Technique	Best Configuration	Finding
Reward Function	fixed=0.1	Moderate fixed intermediate rewards outperform adaptive rewards
Feature Engineering	Status + Topological	Topological features provide valuable augmentation
Action Masking	Enabled	RAC improves by up to 5.3%
RL Algorithm	PPO	Fastest convergence and highest performance

Main Results¶

Method	WX100 RAC↑	GEANT RAC↑	BRAIN RAC↑
PPO-MLP	71.90	55.80	51.30
PPO-GCN	66.80	-	-
PPO-DualGAT	78.10	-	-
D-Vine	-	-	-

Evaluation Dimensions¶

Effectiveness: Online acceptance rate and long-term revenue-to-cost ratio.
Feasibility: Constraint satisfaction rate of generated solutions.
Generalizability: Reliability under varying network conditions.
Scalability: Performance variation with increasing problem size.

Key Findings¶

PPO-DualGAT combined with optimal implementation techniques achieves the best performance in most settings.
Moderate fixed reward (0.1) > adaptive reward > excessively large or small fixed rewards.
Action masking is critical for handling the complex constraints in NFV-RA.
The performance advantage of GNN-based architectures correlates with scenario complexity.

Highlights & Insights¶

Most comprehensive NFV-RA benchmark: 30+ algorithms, gym-style environment, and multi-scenario support.
Systematic analysis of implementation techniques: Quantitative impact of key choices including reward design, feature engineering, and action masking.
Multi-dimensional evaluation protocol: Extends beyond online effectiveness to cover feasibility, generalizability, and scalability.
Modular design: Facilitates community extension with new methods.

Limitations & Future Work¶

A gap remains between simulation and real network environments.
Credit assignment challenges for RL methods at large scale are not fully resolved.
Support for emerging scenarios (e.g., 6G network slicing) is still under development.
Some RL methods may be sensitive to hyperparameter choices.

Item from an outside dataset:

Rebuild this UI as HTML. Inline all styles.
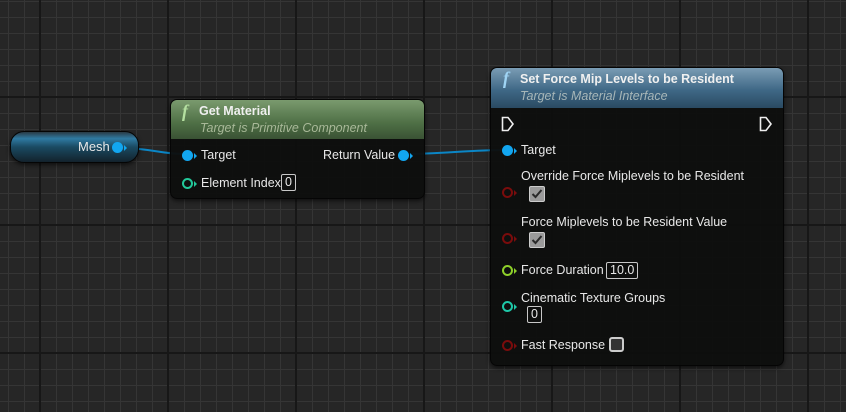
<!DOCTYPE html>
<html><head><style>
*{margin:0;padding:0;box-sizing:border-box}
body{width:846px;height:412px;overflow:hidden;position:relative;font-family:"Liberation Sans",sans-serif;color:#e8e8e8;font-size:12.5px;background:#262626}
.a{position:absolute;white-space:nowrap}
.node{position:absolute;background:rgba(14,15,14,0.96);border:1px solid #050505;border-radius:7px;box-shadow:0 2px 4px rgba(0,0,0,.6);overflow:hidden}
.hdr{position:absolute;left:0;right:0;top:0}
.t{font-weight:bold;font-size:12.5px;color:#f0f0f0}
.s{font-style:italic;font-size:12.5px;color:#a9b39a}
.pin{position:absolute;width:11px;height:11px;border-radius:50%}
.arr{position:absolute;width:0;height:0;border-top:3px solid transparent;border-bottom:3px solid transparent}
.box{position:absolute;border:1px solid #c8c8c8;border-radius:2px;font-size:12.5px;padding:0 3px;line-height:15px;height:17px}
.cb{position:absolute;width:16px;height:16px;background:#9a9a9a;border-radius:2px;border:1px solid #ccc}
.f{font-family:"Liberation Serif",serif;font-style:italic;font-weight:bold;font-size:18px}
</style></head><body>
<svg class="a" style="left:0;top:0" width="846" height="412">
<defs>
<pattern id="m" width="16" height="16" patternUnits="userSpaceOnUse" x="8" y="1">
<rect x="0" y="0" width="1" height="16" fill="#353535"/><rect x="0" y="0" width="16" height="1" fill="#353535"/>
</pattern>
</defs>
<rect width="846" height="412" fill="url(#m)"/>
<g fill="#171717">
<rect x="39" y="0" width="2" height="412"/><rect x="167" y="0" width="2" height="412"/><rect x="295" y="0" width="2" height="412"/><rect x="423" y="0" width="2" height="412"/><rect x="551" y="0" width="2" height="412"/><rect x="679" y="0" width="2" height="412"/><rect x="807" y="0" width="2" height="412"/>
<rect x="0" y="96" width="846" height="2"/><rect x="0" y="224" width="846" height="2"/><rect x="0" y="352" width="846" height="2"/>
</g>
<path d="M122 148 C150 148,160 154,186 154" stroke="#0b86c6" stroke-width="2" fill="none"/>
<path d="M404 154 C440 154,470 150,506 150" stroke="#0b86c6" stroke-width="2" fill="none"/>
</svg>
<!-- Mesh -->
<div class="a" style="left:10px;top:131px;width:129px;height:32px;border-radius:14px;border:1px solid #050505;background:linear-gradient(180deg,#2a3a44 0%,#2f7aa2 22%,#1a4a62 50%,#13222c 100%);box-shadow:0 2px 4px rgba(0,0,0,.6)"></div>
<div class="a" style="left:78px;top:139px;font-size:13px">Mesh</div>
<div class="pin" style="left:112px;top:142px;background:#12a6f0"></div>
<div class="arr" style="left:124px;top:145px;border-left:3px solid #12a6f0"></div>
<!-- Get Material -->
<div class="node" style="left:170px;top:99px;width:255px;height:100px">
<div class="hdr" style="height:39px;background:linear-gradient(180deg,#7a9a6e 0%,#4e6f45 60%,#3a5234 100%)"></div>
<div class="a f" style="left:11px;top:1px;color:#b4dfa0">f</div>
<div class="a t" style="left:28px;top:4px">Get Material</div>
<div class="a s" style="left:29px;top:21px;color:#a8b898">Target is Primitive Component</div>
<div class="pin" style="left:11px;top:50px;background:#12a6f0"></div>
<div class="arr" style="left:23px;top:53px;border-left:3px solid #12a6f0"></div>
<div class="a" style="left:30px;top:48px">Target</div>
<div class="a" style="left:152px;top:48px">Return Value</div>
<div class="pin" style="left:227px;top:50px;background:#12a6f0"></div>
<div class="arr" style="left:239px;top:53px;border-left:3px solid #12a6f0"></div>
<div class="pin" style="left:11px;top:78px;border:2px solid #22c89a"></div>
<div class="arr" style="left:23px;top:81px;border-left:3px solid #22c89a"></div>
<div class="a" style="left:30px;top:76px">Element Index</div>
<div class="box" style="left:110px;top:74px">0</div>
</div>
<!-- Set Force -->
<div class="node" style="left:490px;top:67px;width:294px;height:299px">
<div class="hdr" style="height:40px;background:linear-gradient(180deg,#7a9cb4 0%,#3f6886 55%,#2a4a62 100%)"></div>
<div class="a f" style="left:12px;top:0px;color:#9fd4f4">f</div>
<div class="a t" style="left:29px;top:4px">Set Force Mip Levels to be Resident</div>
<div class="a s" style="left:29px;top:21px;color:#a6b6b8">Target is Material Interface</div>
<svg class="a" style="left:10px;top:48px" width="14" height="16"><path d="M1.5 1.5 H7 L12 8 L7 14.5 H1.5 Z" fill="none" stroke="#eee" stroke-width="1.6"/></svg>
<svg class="a" style="left:268px;top:48px" width="14" height="16"><path d="M1.5 1.5 H7 L12 8 L7 14.5 H1.5 Z" fill="none" stroke="#eee" stroke-width="1.6"/></svg>
<div class="pin" style="left:11px;top:77px;background:#12a6f0"></div>
<div class="arr" style="left:23px;top:80px;border-left:3px solid #12a6f0"></div>
<div class="a" style="left:30px;top:75px">Target</div>
<div class="pin" style="left:11px;top:119px;border:2px solid #7a0c0c"></div>
<div class="arr" style="left:23px;top:122px;border-left:3px solid #7a0c0c"></div>
<div class="a" style="left:30px;top:101px">Override Force Miplevels to be Resident</div>
<div class="cb" style="left:38px;top:118px"><svg width="14" height="14" style="position:absolute;left:0;top:0"><path d="M2.5 7 L5.5 10 L11.5 3" stroke="#2a2a2a" stroke-width="2" fill="none"/></svg></div>
<div class="pin" style="left:11px;top:165px;border:2px solid #7a0c0c"></div>
<div class="arr" style="left:23px;top:168px;border-left:3px solid #7a0c0c"></div>
<div class="a" style="left:30px;top:147px">Force Miplevels to be Resident Value</div>
<div class="cb" style="left:38px;top:164px"><svg width="14" height="14" style="position:absolute;left:0;top:0"><path d="M2.5 7 L5.5 10 L11.5 3" stroke="#2a2a2a" stroke-width="2" fill="none"/></svg></div>
<div class="pin" style="left:11px;top:197px;border:2px solid #8ed02a"></div>
<div class="arr" style="left:23px;top:200px;border-left:3px solid #8ed02a"></div>
<div class="a" style="left:30px;top:195px">Force Duration</div>
<div class="box" style="left:115px;top:194px">10.0</div>
<div class="pin" style="left:11px;top:233px;border:2px solid #1ec8a8"></div>
<div class="arr" style="left:23px;top:236px;border-left:3px solid #1ec8a8"></div>
<div class="a" style="left:30px;top:223px">Cinematic Texture Groups</div>
<div class="box" style="left:36px;top:238px">0</div>
<div class="pin" style="left:11px;top:272px;border:2px solid #7a0c0c"></div>
<div class="arr" style="left:23px;top:275px;border-left:3px solid #7a0c0c"></div>
<div class="a" style="left:30px;top:270px">Fast Response</div>
<div class="a" style="left:118px;top:269px;width:15px;height:15px;border:2px solid #ccc;border-radius:3px;background:#333"></div>
</div>
</body></html>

Traditional Benchmarks: VNE-Sim (2014), ALEVIN (2016) — cloud-only scenarios with a limited set of heuristics.
RL-based NFV-RA: Various approaches employing neural network policies based on CNN, GCN, GAT, etc.
RL for Combinatorial Optimization: Methodological connections to RL approaches for problems such as TSP and VRP.

Rating¶

Novelty: ⭐⭐⭐ — The primary contribution lies in systems engineering rather than algorithmic innovation.
Experimental Thoroughness: ⭐⭐⭐⭐⭐ — Highly comprehensive experiments and ablations.
Writing Quality: ⭐⭐⭐⭐ — Clear and well-organized structure.
Value: ⭐⭐⭐⭐⭐ — An extremely valuable benchmark tool for the research community.